Hie yer hence from me heath!
Mixed feeling really. Anxious about going to a concert tomorrow in the wake of what the Manchester tragedy. Not gonnae lie, I'm shitting it - tense as f**k. :eek:
nervy-guy.gif


But other than that it's the usual frustration that comes with living with a parent who refuses to communicate like everybuddy else, as well as being someone who shows a clear lack of empathy towards those who aren't female. That's as nicely as phrase it.
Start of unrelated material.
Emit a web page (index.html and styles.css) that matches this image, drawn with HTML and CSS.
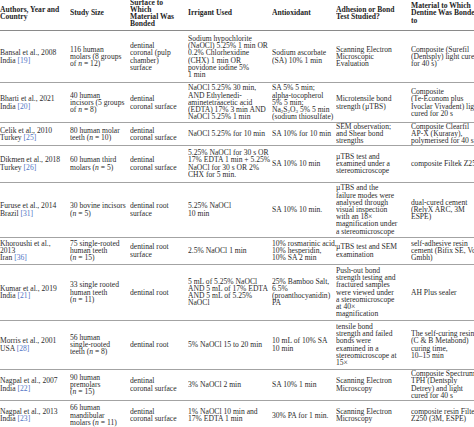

Oh, and I'm get sick of the fact that my mum thinks it's high-f**kin'-larious to respond with a smart-arsed, blantantly obvious answer whenever I ask her what she's doing, or what she's watching on the telly. So much for small talk? See why I have - to quote my oldest sibling - "anti-social tendencies" ? But no, sarcasm every feckin' time. :kickingmyself:

At least I'll give ye a straight, honest answer - even if ye want to judge me for it. Yet, my mum still refuses to acknowledge the fact that this attitude of hers is very much the reason why I rarely speak to her in the last 12 years.
 

Hot_Tamale

Well-known member
I took several counseling courses for my degree these past few semesters and the field talks about there being 2 versions of ourselves, one that obeys societal norms & one that doesn't. It's nice to know the other troublemaking half of my self, if I can call it that, still exists inside of me. I mean that with all of the sarcasm in the world. I feel like a kicked cow pie in summer.